Mitchel runs again for mayor in the highly charged wartime election of 1917. His re-election bid takes a hit as many New Yorkers feel he is socializing with the social elite, focuses too much on the economy and efficiency and his concern on military preparedness. He narrowly loses the Republican primary to William M. Bennett after a contentious recount but then runs for re-election as a pro-war Fusion candidate.

Mitchel’s main campaign theme is patriotism, with a media campaign that denounces Germans, Irish, and Jews as unpatriotic sympathizers with the enemy cause. He runs against Republican Bennett, antiwar Socialist Morris Hillquit, and the Tammany Hall Democrat John F. Hylan. Hylan ridicules and denounces Mitchel’s upper-class reform as an affront to democracy and to the voters. He wins by a landslide without taking a clear position on the war. Mitchel barely beats Hillquit for second place.
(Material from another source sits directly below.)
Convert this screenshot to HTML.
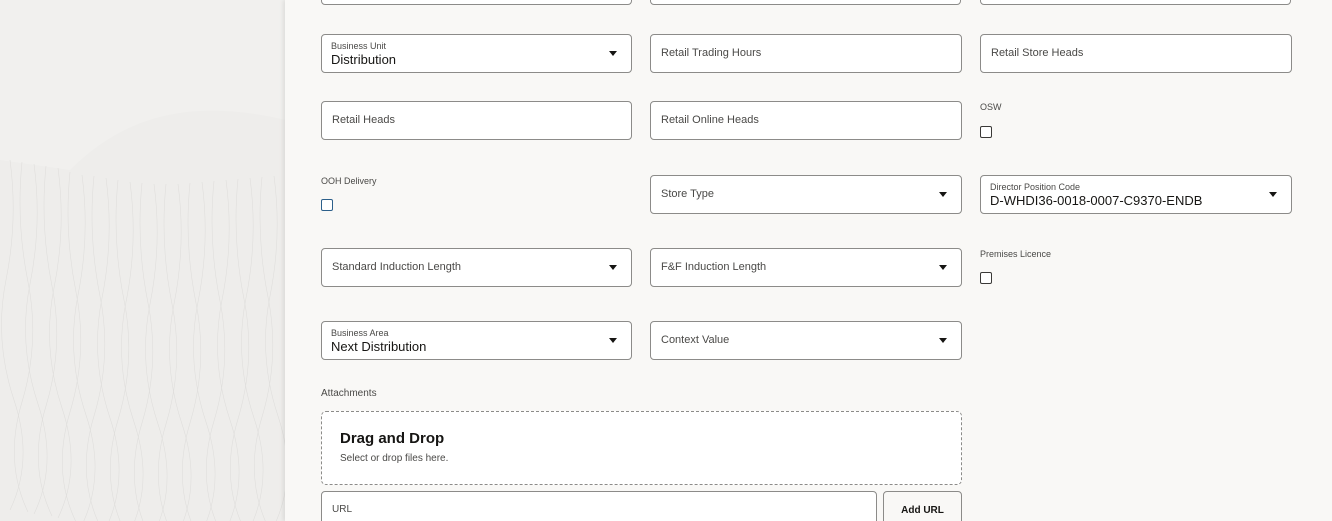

After failing to get re-elected, Mitchel joins the Air Service as a flying cadet, completing training in San Diego and obtaining the rank of major. On the morning of July 6, 1918, when returning from a short military training flight to Gerstner Field, near Lake Charles, Louisiana, his plane suddenly goes into a nose dive, causing him to fall from his plane due to an unfastened seatbelt. He plummets 500 feet to his death, his body landing in a marsh about a half mile south of the field.
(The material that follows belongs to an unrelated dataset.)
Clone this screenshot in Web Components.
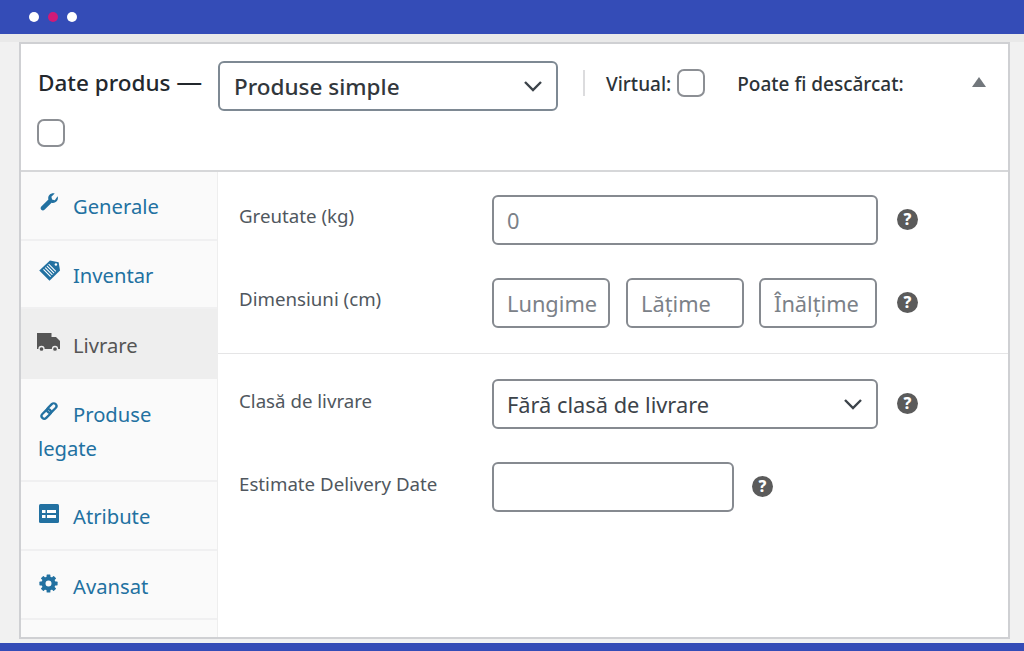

Mitchel’s body is returned to Manhattan, New York City. His funeral is held at St. Patrick’s Cathedral, and he is buried in Woodlawn Cemetery in The Bronx, New York City on July 11, 1918.

Mitchel Field on Long Island is named for him in 1918. A bronze memorial plaque with his likeness is also affixed between the two stone pylons at the western end of Hamilton Hall, the main college building at Columbia University. A plaque of his likeness is on the entrance to the base of the Central Park Reservoir elevated cinder jogging track at 90th Street and Fifth Avenue entrance to Central Park. The New York City Fire Department operates a fireboat named John Purroy Mitchel from 1921 to 1966.